From “A Mushy Love Letter About Blogging” at From the Fringe:
“I don’t work with brands, I don’t have things to sell, I just like writing things down. So, whilst I’m not going to pretend that I don’t care about numbers and followers, I’ve learnt that, for me, blogging has somewhat transcended all of that.”
Today, while hunting for longreads, I came upon “Classics Never Die: What It Means for DJs to Grow Old,” a Pitchfork piece by Jonny Coleman from 2015:
“François K got lost when he got really caught up in dubstep and commercial techno,” Englehardt and Paul Nickerson write in an email, referencing the 61-year-old house mainstay. “Unfortunately a lot of the music he plays just doesn’t have the depth or emotion he says it does—it’s all very superficial and you can feel that when he plays now.
“It happens because calculation takes the place of inspiration,” they continue. “When you first start out, it’s all fresh and that is your driving force, but as time goes on see you see that everything is just someone rehashing something that was done better 15 years earlier. It can make you can become bitter quickly. So people like François K make a calculated decision to try to stay relevant, and that is a big part of why music is so terrible right now. Instead of speaking out against the mediocrity of everything, these ‘legends’ assimilate themselves to the current situation and lie to themselves that these new half finished, do-nothing tracks are what people like these days. Whereas 20 years ago, that same person would have said this shit is wack and pushed themselves to go further.”
Also: EDM sucks.
From Elizabeth Spiers:
One of my resolutions is to get in the habit of writing more frequently, and part of that is learning to write shorter. When I first started blogging in 2000, this was not a problem. A paragraph-long post felt like enough, if that was what was warranted. Now I feel like I have to write a complete 1500 word essay every time I sit down to write something, and it’s not good for my writing . . .
Yes. This. Exactly.
Recently, I’ve found little ways to trick me into “writing” — whatever that entails. Sometimes it’s crafting mediocre haikus on my blog about my new home or publishing tiny poems in Instagram captions. Other times, I’ll start a blog post and then abandon it, which I realize is just another way to free-write — and totally fine. And while I’m not a goal-setting enthusiast each January, I do like Elizabeth’s idea from her blogging resolution post: no posts over 300 words. She states a concrete, firm goal. But it’s totally reachable, even for someone as currently apathetic about writing as me.
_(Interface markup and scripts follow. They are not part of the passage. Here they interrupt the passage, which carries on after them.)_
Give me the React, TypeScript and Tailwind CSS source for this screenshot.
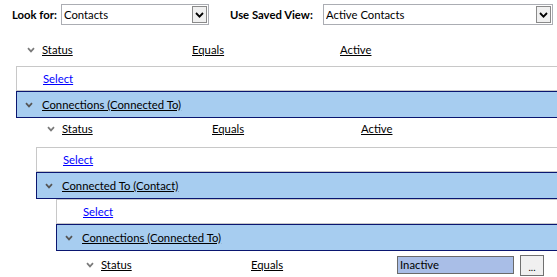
import React from "react";

function Chevron({ className }: { className?: string }) {
  return (
    <svg width="8" height="6" viewBox="0 0 8 6" className={className} aria-hidden>
      <path d="M1 1.2 L4 4.4 L7 1.2" fill="none" stroke="currentColor" strokeWidth="1.7" />
    </svg>
  );
}

function Dropdown({ value, className }: { value: string; className: string }) {
  return (
    <div className={`flex h-[21px] items-center border border-[#abadb3] bg-white pl-[2px] pr-[1px] ${className}`}>
      <span className="flex-1 truncate">{value}</span>
      <span className="flex h-[17px] w-[15px] items-center justify-center border border-[#8a8a8a] bg-[#f0f0f0]">
        <svg width="9" height="6" viewBox="0 0 9 6" aria-hidden>
          <path d="M1 1 L4.5 4.6 L8 1" fill="none" stroke="#000" strokeWidth="1.8" />
        </svg>
      </span>
    </div>
  );
}

function Condition({
  className,
  opWidth,
  value,
}: {
  className: string;
  opWidth: string;
  value: React.ReactNode;
}) {
  return (
    <div className={`flex h-[18px] items-center ${className}`}>
      <span className="flex w-[17px] pl-[2px] text-[#7a7a7a]">
        <Chevron />
      </span>
      <span className="w-[150px]">
        <span className="underline">Status</span>
      </span>
      <span className={opWidth}>
        <span className="underline">Equals</span>
      </span>
      {value}
    </div>
  );
}

function SelectRow({ className }: { className: string }) {
  return (
    <div className={`flex h-[25px] items-center border-y border-l border-[#c8c8c8] pl-[26px] ${className}`}>
      <span className="text-[#0000ff] underline">Select</span>
    </div>
  );
}

function GroupRow({ className, label }: { className: string; label: string }) {
  return (
    <div className={`flex h-[27px] items-center border-y border-l border-[#0a1670] bg-[#a7cdf0] ${className}`}>
      <span className="flex w-[25px] pl-[8px] text-[#555]">
        <Chevron />
      </span>
      <span className="underline">{label}</span>
    </div>
  );
}

export default function App() {
  return (
    <div className="h-[277px] w-[557px] overflow-hidden bg-white font-['Lato','Segoe_UI',sans-serif] text-[11.3px] leading-4 text-black">
      <div className="flex items-center pl-[12px] pt-[4px]">
        <span className="w-[49px] font-bold">Look for:</span>
        <Dropdown value="Contacts" className="w-[148px]" />
        <span className="ml-[21px] w-[93px] font-bold">Use Saved View:</span>
        <Dropdown value="Active Contacts" className="w-[230px]" />
      </div>

      <Condition
        className="mb-[7px] ml-[25px] mt-[16px]"
        opWidth="w-[148px]"
        value={<span className="underline">Active</span>}
      />
      <SelectRow className="ml-[16px]" />
      <GroupRow className="ml-[16px]" label="Connections (Connected To)" />

      <Condition
        className="mb-[9px] ml-[45px] mt-[2px]"
        opWidth="w-[149px]"
        value={<span className="underline">Active</span>}
      />
      <SelectRow className="ml-[36px]" />
      <GroupRow className="ml-[36px]" label="Connected To (Contact)" />

      <SelectRow className="ml-[56px]" />
      <GroupRow className="ml-[56px]" label="Connections (Connected To)" />

      <Condition
        className="ml-[84px] mt-[5px]"
        opWidth="w-[146px]"
        value={
          <div className="flex items-center">
            <span className="flex h-[18px] w-[117px] items-center border border-[#6a6a6a] bg-[#a9bee7] pl-[2px]">
              Inactive
            </span>
            <span className="ml-[6px] flex h-[21px] w-[24px] items-end justify-center border border-[#707070] bg-[#f0f0f0] pb-[3px] text-[10px] leading-none">
              ...
            </span>
          </div>
        }
      />
    </div>
  );
}
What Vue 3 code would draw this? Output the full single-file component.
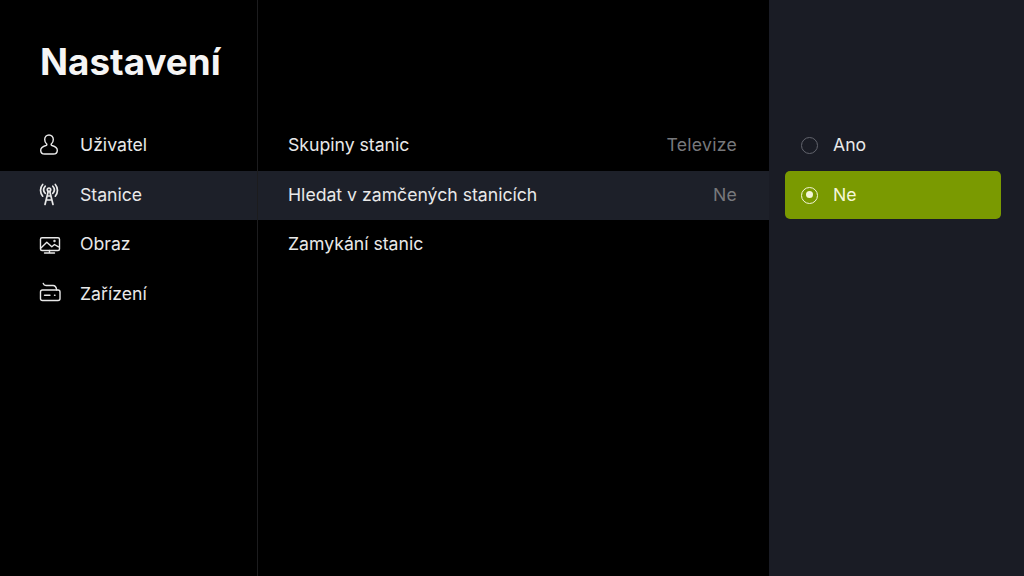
<script setup>
const menu = [
  { label: 'Uživatel', icon: 'user' },
  { label: 'Stanice', icon: 'antenna', active: true },
  { label: 'Obraz', icon: 'screen' },
  { label: 'Zařízení', icon: 'device' }
];

const rows = [
  { label: 'Skupiny stanic', value: 'Televize' },
  { label: 'Hledat v zamčených stanicích', value: 'Ne', active: true },
  { label: 'Zamykání stanic', value: '' }
];

const options = [
  { label: 'Ano' },
  { label: 'Ne', selected: true }
];
</script>

<template>
  <div class="screen">
    <aside class="sidebar">
      <h1 class="title">Nastavení</h1>
      <ul class="menu">
        <li v-for="item in menu" :key="item.label" class="menu_item" :class="{ active: item.active }">
          <svg class="icon" viewBox="0 0 24 24" fill="none" stroke="currentColor" stroke-width="1.4" stroke-linecap="round" stroke-linejoin="round">
            <template v-if="item.icon === 'user'">
              <path d="M11 1C8.500 1 6.700 3 6.700 5.500c0 1.800.7 3.300 1.800 4.300.7.7.4 1.400-.5 1.700C5 12.400 2.700 13.800 2.700 16.200c0 2.300 1.700 3.800 4 3.800h8.600c2.300 0 4-1.500 4-3.800 0-2.400-2.300-3.800-5.300-4.700-.9-.3-1.200-1-.5-1.700 1.100-1 1.800-2.500 1.800-4.300C15.300 3 13.500 1 11 1z" />
            </template>
            <template v-else-if="item.icon === 'antenna'">
              <g stroke-width="1.7">
                <circle cx="11" cy="6.700" r="1.700" />
                <path d="M10.200 8.500 7 21.500M11.800 8.500 15 21.500M9 13h4M8 17h6" />
                <path d="M7.200 3.200c-1.900 2.100-1.900 5 0 7.100M14.800 3.200c1.900 2.100 1.900 5 0 7.100" />
                <path d="M4.700 1.500c-2.900 3.300-2.900 8.400 0 11.700M17.300 1.500c2.900 3.300 2.900 8.400 0 11.700" />
              </g>
            </template>
            <template v-else-if="item.icon === 'screen'">
              <rect x="2.500" y="4.800" width="19" height="12.700" rx="1.500" />
              <path d="M6.500 20h10M11.500 17.500V20" />
              <path d="M3.200 14.800 8.800 9.200l5 4.600 2.700-2.300 4 2.300" />
              <circle cx="16.500" cy="8" r=".5" />
            </template>
            <template v-else>
              <path d="M5.300 1.500c.4 1.300 1.200 2 2.700 2h7c2 0 3.300 1.700 3.700 4.500" />
              <rect x="2.500" y="8" width="19.500" height="10.500" rx="2" />
              <path d="M6.500 13.300h5.500M16.500 13.300h.5" />
            </template>
          </svg>
          <span class="text">{{ item.label }}</span>
        </li>
      </ul>
    </aside>

    <main class="content">
      <ul>
        <li v-for="row in rows" :key="row.label" class="row" :class="{ active: row.active }">
          <span class="text">{{ row.label }}</span>
          <span class="text value">{{ row.value }}</span>
        </li>
      </ul>
    </main>

    <section class="panel">
      <ul>
        <li v-for="opt in options" :key="opt.label" class="option" :class="{ selected: opt.selected }">
          <span class="radio"></span>
          <span class="text">{{ opt.label }}</span>
        </li>
      </ul>
    </section>
  </div>
</template>

<style scoped>
.screen {
  display: flex;
  width: 1024px;
  height: 576px;
  overflow: hidden;
  background: #000;
  color: #e9e9e9;
  font-family: "Inter", "Liberation Sans", sans-serif;
  font-size: 17.65px;
}

ul {
  list-style: none;
  margin: 0;
  padding: 0;
}

.text {
  padding-bottom: 2px;
}

.sidebar {
  width: 257px;
  flex: none;
  border-right: 1px solid #1c1c1e;
}

.title {
  margin: 0;
  padding: 41px 0 0 40px;
  height: 120px;
  box-sizing: border-box;
  font-size: 36.8px;
  line-height: 42px;
  font-weight: 700;
  color: #f5f5f5;
}

.menu {
  padding-top: 1px;
}

.menu_item {
  display: flex;
  align-items: center;
  height: 49.5px;
  padding-left: 38px;
}

.menu_item.active,
.row.active {
  background: #1d2029;
}

.icon {
  width: 24px;
  height: 24px;
  margin-right: 18px;
  flex: none;
}

.content {
  flex: 1;
  padding-top: 121px;
}

.row {
  display: flex;
  justify-content: space-between;
  align-items: center;
  height: 49.5px;
  padding: 0 32px 0 30px;
}

.value {
  color: #77787b;
  letter-spacing: 0.25px;
}

.panel {
  width: 255px;
  flex: none;
  box-sizing: border-box;
  padding: 121px 23px 0 16px;
  background: #1a1c25;
}

.option {
  display: flex;
  align-items: center;
  height: 48px;
  margin-bottom: 2px;
  padding-left: 16px;
  border-radius: 5px;
}

.option.selected {
  background: #7a9a01;
  color: #f4f6d8;
}

.radio {
  position: relative;
  width: 17px;
  height: 17px;
  box-sizing: border-box;
  margin-right: 15px;
  border: 1.5px solid #62646d;
  border-radius: 50%;
}

.selected .radio {
  border-color: #f4f6d8;
}

.selected .radio::after {
  content: '';
  position: absolute;
  top: 3.5px;
  left: 3.5px;
  width: 7px;
  height: 7px;
  border-radius: 50%;
  background: #f4f6d8;
}
</style>
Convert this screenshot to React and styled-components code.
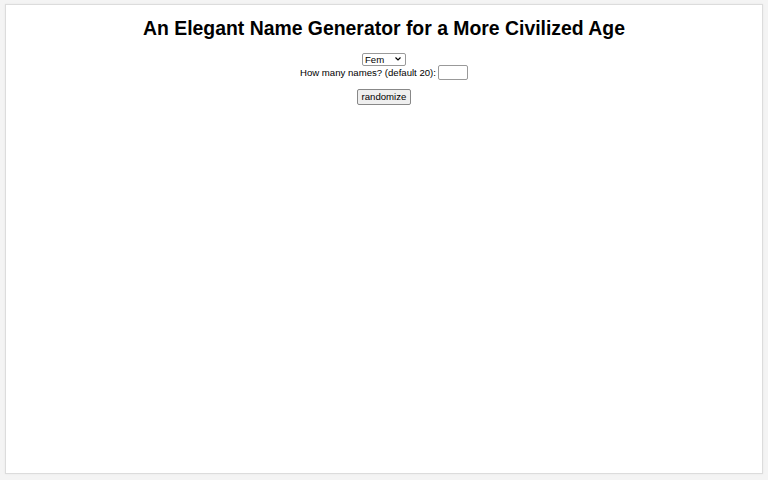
import React, { useState } from 'react';
import styled, { createGlobalStyle } from 'styled-components';

const GlobalStyle = createGlobalStyle`
  html, body {
    margin: 0;
    padding: 0;
    background: #f4f4f4;
    font-family: "Liberation Sans", Arial, sans-serif;
  }
`;

const Page = styled.div`
  padding: 4px 5px 0 5px;
  height: 480px;
  box-sizing: border-box;
`;

const Card = styled.div`
  background: #fff;
  border: 1px solid #dcdcdc;
  box-shadow: 0 0 2px rgba(0, 0, 0, 0.06);
  height: 470px;
  box-sizing: border-box;
  display: flex;
  flex-direction: column;
  align-items: center;
`;

const Title = styled.h1`
  margin: 12px 0 13px;
  font-size: 19.4px;
  line-height: 23px;
  font-weight: bold;
  color: #000;
`;

const Form = styled.form`
  display: flex;
  flex-direction: column;
  align-items: center;
  font-size: 9.6px;
  color: #000;
`;

const SelectWrap = styled.div`
  position: relative;
  width: 44px;
  height: 13px;
`;

const Select = styled.select`
  appearance: none;
  -webkit-appearance: none;
  display: block;
  font-family: "Liberation Sans", Arial, sans-serif;
  font-size: 9.6px;
  line-height: 11px;
  height: 13px;
  width: 44px;
  box-sizing: border-box;
  padding: 0 0 0 2px;
  border: 1px solid #999;
  border-radius: 2px;
  background: #fff;
  color: #000;
`;

const Chevron = styled.svg`
  position: absolute;
  right: 5px;
  top: 4px;
  width: 6px;
  height: 4px;
  pointer-events: none;
`;

const Row = styled.label`
  display: flex;
  align-items: center;
  gap: 2px;
  margin-top: -1px;
`;

const NumberInput = styled.input`
  width: 30px;
  height: 15px;
  box-sizing: border-box;
  border: 1px solid #999;
  border-radius: 2px;
  padding: 0;
`;

const Button = styled.button`
  margin-top: 9px;
  font-family: "Liberation Sans", Arial, sans-serif;
  font-size: 9.6px;
  height: 16px;
  width: 54px;
  padding: 0;
  border: 1px solid #888;
  border-radius: 2px;
  background: #efefef;
  color: #000;
  line-height: 1;
`;

export default function App() {
  const [gender, setGender] = useState('fem');
  const [count, setCount] = useState('');

  return (
    <>
      <GlobalStyle />
      <Page>
        <Card>
          <Title>An Elegant Name Generator for a More Civilized Age</Title>
          <Form onSubmit={(e) => e.preventDefault()}>
            <SelectWrap>
              <Select value={gender} onChange={(e) => setGender(e.target.value)}>
                <option value="fem">Fem</option>
                <option value="masc">Masc</option>
                <option value="any">Any</option>
              </Select>
              <Chevron viewBox="0 0 6 4">
                <path d="M0.5 0.5 L3 3 L5.5 0.5" fill="none" stroke="#000" strokeWidth="1.2" />
              </Chevron>
            </SelectWrap>
            <Row>
              How many names? (default 20):
              <NumberInput value={count} onChange={(e) => setCount(e.target.value)} />
            </Row>
            <Button type="submit">randomize</Button>
          </Form>
        </Card>
      </Page>
    </>
  );
}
As I’ve mentioned before, sometimes I think the writer’s block is due to something as simple as my theme on my main blog; how can a lapsed writer motivate herself to write if her blog is set up as a magazine-style site that best showcases longform writing? Perhaps I set myself up to fail, each time. And I think this is why this theme, on the site you’re on now, has been working somewhat well. It’s a blog, plain and simple. No bells and whistles, no photos, no time ever spent pruning and customizing it. A digital piece of blank paper that doesn’t care — doesn’t judge — when I scribble unformed, unfinished crap on it.
For a moment, I’d considered changing things up here, or migrating all of my followers from my other site, but I think both would be a mistake.
So for now, it’s just me and (the very few of) you. Hello and happy new year.
What if nobody reads me? But every young, hungry Pinay who crosses your path. Their eyes are so wide; they have never seen a Pinay like you before. You are a brown woman of letters. You speak like you have forgotten the fear of speaking, the harm speaking brings to brown women like you.
— “Winter Solstice: Pinay Writing Hard Truth”
I follow over 950 sites in the WordPress.com Reader — something that has happened over the years working at my job. But I’m only email-subscribed to several internal team blogs, and don’t email-subscribe to anything else. I’ve tried my best to keep my personal GMail inbox tidy.
But a month or so ago, while I was compiling stories for a possible Longreads reading list on being Filipino American, I subscribed to the site of Barbara Jane Reyes, a Filipino author and professor raised in the Bay Area, quoted above. So I receive her new posts in my inbox, and while I haven’t read every single post, I’ve felt lately that I’m not breathing all the air that is available to me, that my eyes are shut, that part of me has been asleep. I feel I need to follow a writer like her right now, for reasons I can’t quite articulate. Yet.